It was with great pleasure to see the front page of today’s Guardian. The lead story reported on a victory against Carter-Ruck and Trafigura who had tried to suppress a scientific report about toxic waste dumping in West Africa, that was shown to the Guardian.
Yesterday evening Carter-Ruck, libel lawyers for Trafigura, wrote a letter to the Guardian which said the newspaper should regard itself as "released forthwith" from any reporting restrictions. This come after the paper was hit by a "super-injunction" banning all mention of it, despite the fact that it had been the subject of a parliamentary question.

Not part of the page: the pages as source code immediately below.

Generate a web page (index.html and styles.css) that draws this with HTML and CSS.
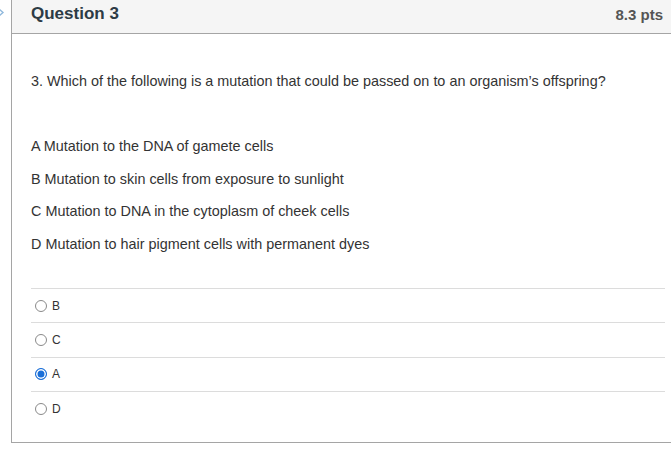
FILE: index.html
```html
<!DOCTYPE html>
<html lang="en">
<head>
    <meta charset="UTF-8">
    <title>Question 3</title>
    <link rel="stylesheet" href="styles.css">
</head>
<body>
    <div class="gutter">
        <svg width="11" height="24" viewBox="0 0 11 24">
            <polyline points="-1,9 3,12.5 -1,16" fill="none" stroke="#8fb8dc" stroke-width="1.4"/>
        </svg>
    </div>
    <div class="question">
        <div class="question-header">
            <span class="title">Question 3</span>
            <span class="points">8.3 pts</span>
        </div>
        <div class="question-body">
            <p class="question-text">3. Which of the following is a mutation that could be passed on to an organism’s offspring?</p>
            <div class="choices">
                <p>A Mutation to the DNA of gamete cells</p>
                <p>B Mutation to skin cells from exposure to sunlight</p>
                <p>C Mutation to DNA in the cytoplasm of cheek cells</p>
                <p>D Mutation to hair pigment cells with permanent dyes</p>
            </div>
            <div class="answers">
                <label class="answer"><span class="radio"></span>B</label>
                <label class="answer"><span class="radio"></span>C</label>
                <label class="answer"><span class="radio checked"></span>A</label>
                <label class="answer"><span class="radio"></span>D</label>
            </div>
        </div>
    </div>
</body>
</html>
```

FILE: styles.css
```css
body {
    margin: 0;
    padding: 0;
    background: #fff;
    font-family: "Liberation Sans", Arial, sans-serif;
    color: #2d3b45;
    display: flex;
    align-items: flex-start;
    overflow: hidden;
}
.gutter {
    width: 11px;
    flex: none;
}
.gutter svg {
    display: block;
}
.question {
    flex: none;
    width: 680px;
    border-left: 1px solid #a5a5a5;
    border-bottom: 1px solid #a5a5a5;
}
.question-header {
    height: 33px;
    background: #f5f5f5;
    border-bottom: 1px solid #a5a5a5;
    display: flex;
    align-items: center;
    justify-content: space-between;
    padding: 0 29px 0 19px;
}
.question-header .title {
    font-size: 17px;
    font-weight: bold;
    color: #2d3b45;
    margin-top: -5px;
}
.question-header .points {
    font-size: 15px;
    font-weight: bold;
    color: #555;
    margin-top: -5px;
}
.question-body {
    padding: 37px 0 17px 19px;
}
.question-text {
    margin: 0;
    font-size: 14.4px;
    line-height: 20px;
    color: #333;
}
.choices {
    margin-top: 45px;
}
.choices p {
    margin: 0 0 12.5px 0;
    font-size: 14.4px;
    line-height: 20px;
    color: #333;
}
.answers {
    margin-top: 34.5px;
    width: 634px;
}
.answer {
    display: flex;
    align-items: center;
    height: 34.3px;
    border-top: 1px solid #dcdcdc;
    font-size: 12px;
    color: #333;
    padding-left: 4px;
    box-sizing: border-box;
}
.radio {
    width: 12px;
    height: 12px;
    border: 1px solid #8a8a8a;
    border-radius: 50%;
    box-sizing: border-box;
    margin-right: 5px;
    background: #fff;
}
.radio.checked {
    border: 1px solid #1a6fd8;
    background: #1a6fd8;
    box-shadow: inset 0 0 0 1.5px #fff;
}
```
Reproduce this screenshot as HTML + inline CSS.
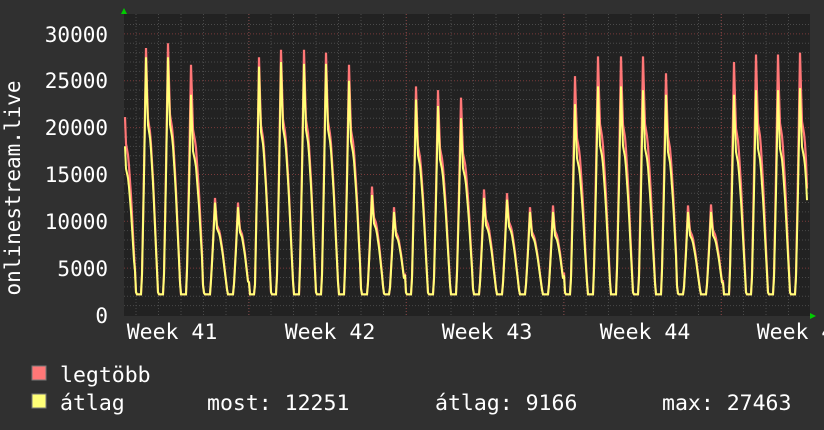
<!DOCTYPE html>
<html><head><meta charset="utf-8"><style>
html,body{margin:0;padding:0;background:#303030;width:824px;height:430px;overflow:hidden}
svg{display:block}
text{font-family:"DejaVu Sans Mono","Liberation Mono",monospace;fill:#fff}
</style></head><body>
<svg id="g" width="824" height="430" xmlns="http://www.w3.org/2000/svg">
<rect width="824" height="430" fill="#303030"/>
<rect x="124" y="14" width="686" height="302" fill="#222"/>
<g id="grid"></g>
<g font-size="21" text-anchor="end">
<text x="108" y="323">0</text>
<text x="108" y="276">5000</text>
<text x="108" y="229">10000</text>
<text x="108" y="182">15000</text>
<text x="108" y="135">20000</text>
<text x="108" y="88">25000</text>
<text x="108" y="42">30000</text>
</g>
<text font-size="21" transform="translate(20,188) rotate(-90)" text-anchor="middle">onlinestream.live</text>
<g font-size="21.5" text-anchor="middle">
<text x="172" y="339">Week 41</text>
<text x="330" y="339">Week 42</text>
<text x="487" y="339">Week 43</text>
<text x="645" y="339">Week 44</text>
<text x="802" y="339">Week 45</text>
</g>
<path id="red" fill="none" stroke="#ff7777" stroke-width="2.2"/>
<path id="yel" fill="none" stroke="#ffff77" stroke-width="2"/>
<polygon points="121,14 127,14 124,8" fill="#00cc00"/>
<polygon points="810,313 810,319 816,316" fill="#00cc00"/>
<rect x="32" y="366" width="14" height="14" fill="#ff7777" stroke="#777" stroke-width="1"/>
<rect x="32" y="394" width="14" height="14" fill="#ffff77" stroke="#777" stroke-width="1"/>
<g font-size="21.5">
<text x="60" y="382">legtöbb</text>
<text x="60" y="410">átlag</text>
<text x="207" y="410">most: 12251</text>
<text x="435" y="410">átlag: 9166</text>
<text x="662" y="410">max: 27463</text>
</g>
</svg>
<script>
var g=document.getElementById("grid");
function Y(v){return 315-v*0.00937;}
var s="";
for(var v=1000;v<=31000;v+=1000){var y=Y(v);var maj=v%5000==0;
s+='<line x1="124" x2="810" y1="'+y+'" y2="'+y+'" stroke="'+(maj?'#7a3a3a':'#4a4a4a')+'" stroke-dasharray="1,2"/>';}
for(var x=136;x<810;x+=22.5){s+='<line y1="14" y2="316" x1="'+x+'" x2="'+x+'" stroke="#4a4a4a" stroke-dasharray="1,2"/>';}
[249,406.5,564,721.5].forEach(function(x){s+='<line y1="14" y2="316" x1="'+x+'" x2="'+x+'" stroke="#7a3a3a" stroke-dasharray="1,2"/>';});
g.innerHTML=s;
var peaks=[[124,24700,21000],[146,28500,27500],[168,29000,27500],[191,26700,23500],[215,12500,12000],[238,12000,11500],[259,27500,26500],[281,28300,27000],[304,28300,26800],[326,28000,26800],[349,26700,25000],[372,13700,12800],[394,11500,11000],[416,24400,23000],[438,24000,22300],[461,23200,21000],[484,13400,12500],[507,13000,12300],[530,11500,11000],[553,11700,11000],[575,25500,22500],[598,27600,24400],[621,27600,24400],[643,27600,24000],[666,25800,23500],[688,11700,11000],[711,11800,11000],[734,27000,23500],[756,27800,24000],[778,27800,24000],[800,28000,24200],[823,27000,24000]];
var shape=[[0,1],[0.08,0.72],[0.2,0.65],[0.33,0.45],[0.45,0.2],[0.55,0],[0.8,0],[0.9,0.45],[1,1]];
function val(x,idx){
 for(var i=0;i<peaks.length-1;i++){var a=peaks[i],b=peaks[i+1];
  if(x>=a[0]&&x<=b[0]){var u=(x-a[0])/(b[0]-a[0]);
   for(var k=0;k<shape.length-1;k++){if(u>=shape[k][0]&&u<=shape[k+1][0]){
    var t=(u-shape[k][0])/(shape[k+1][0]-shape[k][0]);
    var P=u<0.5?a[idx]:b[idx];var f=shape[k][1]+(shape[k+1][1]-shape[k][1])*t;
    var base=2200;return base+(P-base)*f;}}}}
 return 2200;}
function path(idx){var d="";for(var x=125;x<=807;x++){var v=val(x,idx);if(x==807)v=idx==1?13500:12251;d+=(x==125?"M":"L")+x+","+Y(v).toFixed(1);}return d;}
document.getElementById("red").setAttribute("d",path(1));
document.getElementById("yel").setAttribute("d",path(2));
</script>
</body></html>
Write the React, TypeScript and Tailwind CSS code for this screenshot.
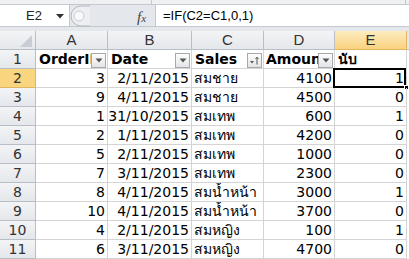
import React from "react";

const rows: [number, string, string, number, number][] = [
  [3, "2/11/2015", "สมชาย", 4100, 1],
  [9, "4/11/2015", "สมชาย", 4500, 0],
  [1, "31/10/2015", "สมเทพ", 600, 1],
  [2, "1/11/2015", "สมเทพ", 4200, 0],
  [5, "2/11/2015", "สมเทพ", 1000, 0],
  [7, "3/11/2015", "สมเทพ", 2300, 0],
  [8, "4/11/2015", "สมน้ำหน้า", 3000, 1],
  [10, "4/11/2015", "สมน้ำหน้า", 3700, 0],
  [4, "2/11/2015", "สมหญิง", 100, 1],
  [6, "3/11/2015", "สมหญิง", 4700, 0],
];

const cell = "h-[19px] border-r border-b border-[#d4d4d4] leading-[18px] whitespace-nowrap overflow-hidden";
const rowHead =
  "h-[19px] border-r border-b border-[#b9bec6] bg-gradient-to-b from-[#f3f4f6] to-[#e4e7eb] text-[#333] text-center leading-[18px] font-['DejaVu_Sans',sans-serif] text-[14px]";

function FilterBtn({ sort }: { sort?: boolean }) {
  return (
    <div className="absolute right-[1px] top-[3px] w-[15px] h-[15px] border border-[#a5a9af] bg-gradient-to-b from-[#fdfdfd] to-[#e3e5e8] flex items-center justify-center">
      {sort ? (
        <svg width="11" height="9" viewBox="0 0 11 9">
          <path d="M1 5h4l-2 2.5z" fill="#555" />
          <path d="M8 8.5V1.5M6.5 3L8 1.2 9.5 3" stroke="#555" strokeWidth="1" fill="none" />
        </svg>
      ) : (
        <svg width="8" height="5" viewBox="0 0 8 5">
          <path d="M0.5 0.5h7L4 4.5z" fill="#555" />
        </svg>
      )}
    </div>
  );
}

export default function App() {
  return (
    <div className="w-[409px] h-[259px] overflow-hidden bg-white font-['DejaVu_Sans',sans-serif] text-[14px] text-black">
      {/* formula bar */}
      <div className="h-[29px] bg-[#e4e7eb] relative">
        <div className="h-[5px] bg-[#eef0f2] border-b border-[#c4c8ce] flex">
          <div className="w-[152px] border-r border-[#c4c8ce]" />
          <div className="w-[254px] border-r border-[#c4c8ce]" />
        </div>
        <div className="h-[22px] flex border-b border-[#c4c8ce]">
          <div className="w-[70px] bg-white border-r border-[#c4c8ce] flex items-center relative">
            <span className="ml-[26px] font-['Liberation_Sans',sans-serif] text-[13px] text-[#222]">E2</span>
            <svg className="absolute left-[56px] top-[9px]" width="8" height="5" viewBox="0 0 8 5">
              <path d="M0 0h8L4 4.5z" fill="#333" />
            </svg>
          </div>
          <div className="w-[85px] flex items-center relative">
            <svg width="20" height="22" viewBox="0 0 20 22" className="shrink-0">
              <path d="M20 1H11A10 10 0 0 0 11 21H20" fill="#eceef1" stroke="#b3b8bf" />
              <circle cx="9" cy="11" r="5" fill="#f7f8f9" stroke="#c9cdd2" />
            </svg>
            <span className="absolute left-[67px] top-[1px] font-['Liberation_Serif',serif] italic text-[15px] text-[#444]">
              f<span className="text-[11px]">x</span>
            </span>
          </div>
          <div className="flex-1 bg-white border-l border-[#c4c8ce] flex items-center pl-[7px] font-['Liberation_Sans',sans-serif] text-[13px] text-black">
            =IF(C2=C1,0,1)
          </div>
        </div>
      </div>
      <div className="h-[2px] bg-[#e4e7eb]" />

      {/* grid */}
      <div className="grid grid-cols-[36px_72px_84px_72px_71px_72px_2px]">
        {/* column headers */}
        <div className="h-[19px] border-r border-b border-[#b9bec6] bg-gradient-to-b from-[#f3f4f6] to-[#e4e7eb] relative">
          <svg className="absolute right-[3px] bottom-[2px]" width="12" height="12" viewBox="0 0 12 12">
            <path d="M12 0V12H0z" fill="#c9cdd3" />
          </svg>
        </div>
        {["A", "B", "C", "D"].map((c) => (
          <div
            key={c}
            className="h-[19px] border-r border-b border-[#b9bec6] bg-gradient-to-b from-[#f3f4f6] to-[#e4e7eb] text-center leading-[18px] font-['Liberation_Sans',sans-serif] text-[15px] text-[#333]"
          >
            {c}
          </div>
        ))}
        <div className="h-[19px] border-r border-b border-[#e2b560] bg-gradient-to-b from-[#fdecc0] to-[#f8d27d] text-center leading-[18px] font-['Liberation_Sans',sans-serif] text-[15px] text-[#333]">
          E
        </div>
        <div className="h-[19px] bg-[#e4e7eb] border-b border-[#b9bec6]" />

        {/* row 1 */}
        <div className={rowHead}>1</div>
        <div className={`${cell} relative font-bold pl-[3px]`}>
          OrderID
          <FilterBtn />
        </div>
        <div className={`${cell} relative font-bold pl-[3px]`}>
          Date
          <FilterBtn />
        </div>
        <div className={`${cell} relative font-bold pl-[3px]`}>
          Sales
          <FilterBtn sort />
        </div>
        <div className={`${cell} relative font-bold pl-[2px]`}>
          Amount
          <FilterBtn />
        </div>
        <div className={`${cell} font-bold pl-[3px]`}>นับ</div>
        <div className="h-[19px]" />

        {rows.map((r, i) => {
          const sel = i === 0;
          return (
            <React.Fragment key={i}>
              <div
                className={
                  sel
                    ? "h-[19px] border-r border-b border-[#e2b560] bg-[#f8d57e] text-[#333] text-center leading-[18px] text-[14px]"
                    : rowHead
                }
              >
                {i + 2}
              </div>
              <div className={`${cell} text-right pr-[2px]`}>{r[0]}</div>
              <div className={`${cell} text-right pr-[2px]`}>{r[1]}</div>
              <div className={`${cell} pl-[2px]`}>{r[2]}</div>
              <div className={`${cell} text-right pr-[2px]`}>{r[3]}</div>
              <div className={`${cell} text-right pr-[2px] relative overflow-visible`}>
                {r[4]}
                {sel && (
                  <>
                    <div className="absolute left-[-2px] top-[-1px] w-[73px] h-[20px] border-2 border-black pointer-events-none" />
                    <div className="absolute right-[-3px] bottom-[-3px] w-[5px] h-[5px] bg-black border border-white" />
                  </>
                )}
              </div>
              <div className="h-[19px]" />
            </React.Fragment>
          );
        })}
      </div>
    </div>
  );
}
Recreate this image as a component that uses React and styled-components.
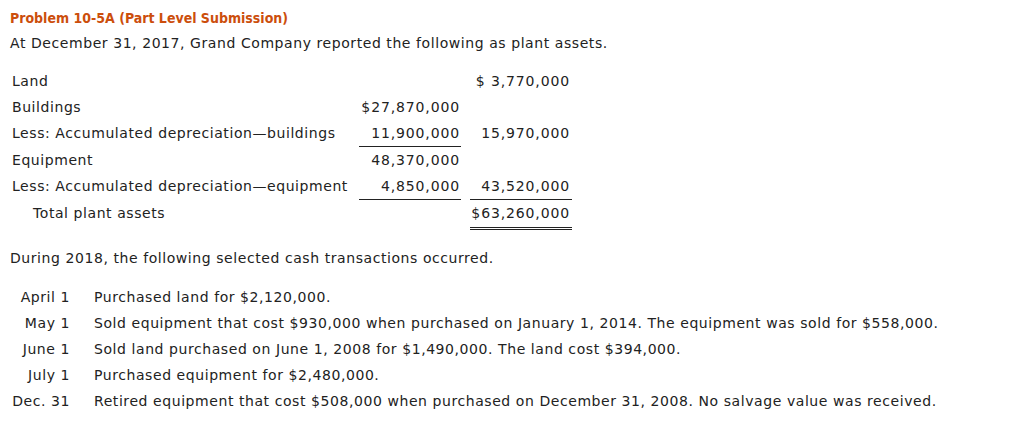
import React from "react";
import styled, { createGlobalStyle } from "styled-components";

const Global = createGlobalStyle`
  html, body { margin: 0; padding: 0; background: #fff; }
  body {
    font-family: Verdana, "DejaVu Sans", sans-serif;
    font-size: 14px;
    letter-spacing: 0.57px;
    color: #222;
  }
`;

const Page = styled.div`
  padding: 8px 10px;
`;

const Title = styled.h2`
  margin: 0;
  font-family: "DejaVu Sans Condensed", "DejaVu Sans", sans-serif;
  font-size: 14px;
  letter-spacing: 0;
  font-weight: bold;
  color: #cc4e0c;
  line-height: 20px;
`;

const Para = styled.p`
  margin: ${(p) => p.$mt || 0}px 0 0 0;
  line-height: 20px;
`;

const Table = styled.div`
  display: grid;
  grid-template-columns: 338px 102px 102px;
  column-gap: 9px;
  margin: 15px 0 0 2px;
  width: max-content;
`;

const Cell = styled.div`
  height: 26px;
  line-height: 26px;
  box-sizing: border-box;
  white-space: nowrap;
  padding-left: ${(p) => p.$indent || 0}px;
`;

const Num = styled(Cell)`
  text-align: right;
  letter-spacing: 0.87px;
  padding-right: ${(p) => p.$pr ?? 1}px;
  border-bottom: ${(p) => (p.$rule ? "1px solid #222" : "none")};
  height: ${(p) => (p.$rule ? 27 : 26)}px;
`;

const Total = styled(Num)`
  border-bottom: 3px double #222;
  height: 30px;
  line-height: 27px;
`;

const Tx = styled.div`
  display: grid;
  grid-template-columns: 60px auto;
  column-gap: 24px;
  margin-top: 16px;
`;

const Date = styled.div`
  text-align: right;
  line-height: 26px;
  white-space: nowrap;
`;

const Desc = styled.div`
  line-height: 26px;
  white-space: nowrap;
`;

const rows = [
  { label: "Land", a: "", b: "$ 3,770,000" },
  { label: "Buildings", a: "$27,870,000", b: "" },
  { label: "Less: Accumulated depreciation\u2014buildings", a: "11,900,000", b: "15,970,000", ruleA: true },
  { label: "Equipment", a: "48,370,000", b: "" },
  { label: "Less: Accumulated depreciation\u2014equipment", a: "4,850,000", b: "43,520,000", ruleA: true, ruleB: true },
];

const tx = [
  ["April 1", "Purchased land for $2,120,000."],
  ["May 1", "Sold equipment that cost $930,000 when purchased on January 1, 2014. The equipment was sold for $558,000."],
  ["June 1", "Sold land purchased on June 1, 2008 for $1,490,000. The land cost $394,000."],
  ["July 1", "Purchased equipment for $2,480,000."],
  ["Dec. 31", "Retired equipment that cost $508,000 when purchased on December 31, 2008. No salvage value was received."],
];

export default function App() {
  return (
    <Page>
      <Global />
      <Title>Problem 10-5A (Part Level Submission)</Title>
      <Para $mt={5}>At December 31, 2017, Grand Company reported the following as plant assets.</Para>
      <Table>
        {rows.map((r) => (
          <React.Fragment key={r.label}>
            <Cell>{r.label}</Cell>
            <Num $rule={r.ruleA}>{r.a}</Num>
            <Num $rule={r.ruleB} $pr={2}>{r.b}</Num>
          </React.Fragment>
        ))}
        <Cell $indent={21}>Total plant assets</Cell>
        <Num />
        <Total $pr={2}>$63,260,000</Total>
      </Table>
      <Para $mt={18}>During 2018, the following selected cash transactions occurred.</Para>
      <Tx>
        {tx.map(([d, t]) => (
          <React.Fragment key={d}>
            <Date>{d}</Date>
            <Desc>{t}</Desc>
          </React.Fragment>
        ))}
      </Tx>
    </Page>
  );
}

The report, commissioned in September 2006 by Minton Treharne and Davies, said that based on the "limited" information they had been given Trafigura's oil waste, dumped cheaply the month before in a city in Ivory Coast, was potentially toxic, and "capable of causing severe human health effects".
The study said early reports of large scale medical problems among the inhabitants of Abidjan, were consistent with a release of a cloud of potentially lethal hydrogen sulphide gas over the city. The effects could have included severe burns to the skin and lungs, eye damage, permanent ulceration, coma and death.
The author of this initial draft study, John Minton, of consultants Minton, Treharne & Davies, said dumping the waste would have been illegal in Europe and the proper method of disposal should have been a specialist chemical treatment called wet air oxidation.
Trafigura subsequently did not use the report in the personal injury report in the claim against them and did not disclose the report's existence. Trafigura subsequently issued a series of public statements saying the waste had been routinely disposed of and was harmless. Trafigura based this decision on other reports produced from an analysis of the slops obtained from the Probo Koala ship. Trafigura dismissed complaints of illness in a lawsuit brought by 30,000 inhabitants of Abidjan, before being forced last month to pay them £30m in compensation and legal costs in a confidential out of court settlement.
The oil firm then conceded in a public statement that the toxic fumes could have caused "flu-like symptoms" to the inhabitants. But it was accepted in an agreed statement by both sides that expert evidence did not back the more serious claims of deaths, miscarriages or serious injuries, made in previous official statements by the Ivory Coast and British governments and in a UN report.
Before the settlement announcement, Trafigura's lawyers Carter-Ruck obtained a super-injunction from a judge, banning the Guardian not only from revealing the existence of the Minton report, but also from telling anyone about the existence of the injunction.
They said the Minton report was confidential because it had been obtained for possible use in litigation. Trafigura said the report was only preliminary and had proved to be inaccurate. They said hydrogen sulphide in the waste could not have broken down into a dangerous gas after the dumping and that other experts had concluded: "no other chemicals were released in concentrations capable of causing significant harm to human health".
Carter-Ruck was unable to prevent the publication of internal company emails by the Guardian, which confirmed Trafigura executives had been aware in advance that their waste was hazardous, and knew that it ought to have received expensive specialist treatment. Company traders talked about making "serious dollars" from paying someone to take away their "shit".
A statement by Minton, Traherne and Davies indicates that some of the conclusions in the report were incorrect, being based on limited information and was thus redundant.
Even if elements of the report were incorrect, there is one thing that screams out in all of this. Trafigura are, whichever way you look at it, a bunch of amoral money grabbing bastards who almost certainly would not have cared a damn if people would have died so long as it did not affect their profit margin. Had they given a damn in the first place they would have presented the waste for disposal in a matter legal in the European Union. But oh no, that was far too expensive so they looked for a cheaper option involving a bunch of cowboys in West Africa.
No matter how they spin it, this is the act which shows the very worst face of capitalist greed, the bully boy tactics of their lawyers Carter-Ruck highlighted the amorality of their business. Vermin like Trafigura and Carter-Ruck deserve each other. If there was any natural justice in this world it would be them scraping a desperate living in the margins of a Third World shantytown.